▸ **AVAILABLE DATA**:
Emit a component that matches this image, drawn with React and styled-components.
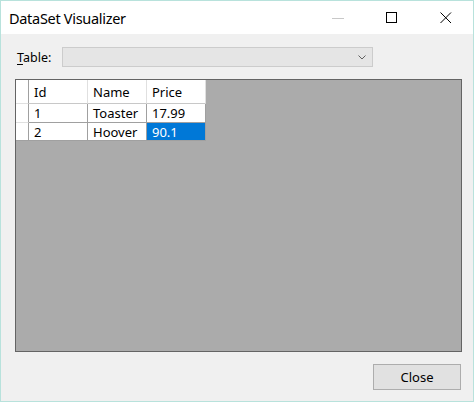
import React from "react";
import styled, { createGlobalStyle } from "styled-components";

const GlobalStyle = createGlobalStyle`
  html, body {
    margin: 0;
    padding: 0;
    background: #ffffff;
  }
  body {
    font-family: "Noto Sans", "Liberation Sans", sans-serif;
  }
`;

const Window = styled.div`
  width: 474px;
  height: 402px;
  box-sizing: border-box;
  border: 1px solid #b8e2dc;
  display: flex;
  flex-direction: column;
  background: #f0f0f0;
`;

const TitleBar = styled.div`
  height: 33px;
  background: #ffffff;
  display: flex;
  align-items: center;
`;

const Title = styled.span`
  flex: 1;
  padding-left: 8px;
  font-size: 14.5px;
  color: #000000;
  letter-spacing: -0.3px;
`;

const CaptionButton = styled.div`
  width: 54px;
  height: 33px;
  display: flex;
  align-items: center;
  justify-content: center;
`;

const Body = styled.div`
  flex: 1;
  display: flex;
  flex-direction: column;
  padding: 13px 11px 11px 14px;
`;

const ComboRow = styled.div`
  display: flex;
  align-items: center;
  padding-left: 2px;
  height: 20px;
`;

const Label = styled.span`
  width: 45px;
  font-size: 12.5px;
  color: #000000;

  u {
    text-decoration: underline;
    text-underline-offset: 2px;
  }
`;

const Combo = styled.div`
  width: 311px;
  height: 20px;
  box-sizing: border-box;
  border: 1px solid #cccccc;
  background: #e5e5e5;
  display: flex;
  align-items: center;
  justify-content: flex-end;
  padding-right: 6px;
`;

const GridPanel = styled.div`
  margin-top: 12px;
  height: 273px;
  box-sizing: border-box;
  border: 1px solid #646464;
  background: #ababab;
  display: flex;
  align-items: flex-start;
`;

const Table = styled.div`
  display: grid;
  grid-template-columns: 13px 59px 59px 59px;
  grid-template-rows: 24px 19px 18px;
  background: #ffffff;
`;

const Cell = styled.div`
  box-sizing: border-box;
  border-right: 1px solid ${p => (p.header ? "#e0e0e0" : "#a0a0a0")};
  border-bottom: 1px solid ${p => (p.header ? "#c8c8c8" : "#a0a0a0")};
  padding-left: 5px;
  font-size: 13px;
  display: flex;
  align-items: center;
  color: ${p => (p.selected ? "#ffffff" : "#000000")};
  background: ${p => (p.selected ? "#0078d7" : "#ffffff")};
`;

const RowHead = styled.div`
  box-sizing: border-box;
  border-right: 1px solid #a0a0a0;
  border-bottom: 1px solid ${p => (p.last ? "#a0a0a0" : "#e0e0e0")};
  background: #ffffff;
`;

const Footer = styled.div`
  margin-top: 12px;
  display: flex;
  justify-content: flex-end;
  padding-right: 1px;
`;

const Button = styled.button`
  width: 88px;
  height: 26px;
  box-sizing: border-box;
  border: 1px solid #adadad;
  background: #e1e1e1;
  font-family: "Noto Sans", "Liberation Sans", sans-serif;
  font-size: 13px;
  color: #000000;
  padding: 0;
`;

const rows = [
  { id: "1", name: "Toaster", price: "17.99" },
  { id: "2", name: "Hoover", price: "90.1", selected: true },
];

export default function App() {
  return (
    <Window>
      <GlobalStyle />
      <TitleBar>
        <Title>DataSet Visualizer</Title>
        <CaptionButton>
          <svg width="12" height="12" viewBox="0 0 12 12">
            <line x1="0" y1="6.5" x2="12" y2="6.5" stroke="#c8c8c8" strokeWidth="1" />
          </svg>
        </CaptionButton>
        <CaptionButton>
          <svg width="12" height="12" viewBox="0 0 12 12">
            <rect x="0.5" y="0.5" width="10" height="10" fill="none" stroke="#000" strokeWidth="1" />
          </svg>
        </CaptionButton>
        <CaptionButton>
          <svg width="12" height="12" viewBox="0 0 12 12">
            <path d="M0.5 0.5 L11 11 M11 0.5 L0.5 11" stroke="#000" strokeWidth="1" fill="none" />
          </svg>
        </CaptionButton>
      </TitleBar>
      <Body>
        <ComboRow>
          <Label>
            <u>T</u>able:
          </Label>
          <Combo>
            <svg width="8" height="5" viewBox="0 0 8 5">
              <path d="M0.5 0.5 L4 4 L7.5 0.5" stroke="#606060" strokeWidth="1" fill="none" />
            </svg>
          </Combo>
        </ComboRow>
        <GridPanel>
          <Table>
            <RowHead />
            <Cell header>Id</Cell>
            <Cell header>Name</Cell>
            <Cell header>Price</Cell>
            {rows.map((r, i) => (
              <React.Fragment key={r.id}>
                <RowHead last={i === rows.length - 1} />
                <Cell>{r.id}</Cell>
                <Cell>{r.name}</Cell>
                <Cell selected={r.selected}>{r.price}</Cell>
              </React.Fragment>
            ))}
          </Table>
        </GridPanel>
        <Footer>
          <Button>Close</Button>
        </Footer>
      </Body>
    </Window>
  );
}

▸ **WHAT IS NEEDED**: Copy every line of the material in which the word "React" occurs.

▸ **SOLUTION FOR THIS PROBLEM**:
Emit a component that matches this image, drawn with React and styled-components.
import React from "react";
              <React.Fragment key={r.id}>
              </React.Fragment>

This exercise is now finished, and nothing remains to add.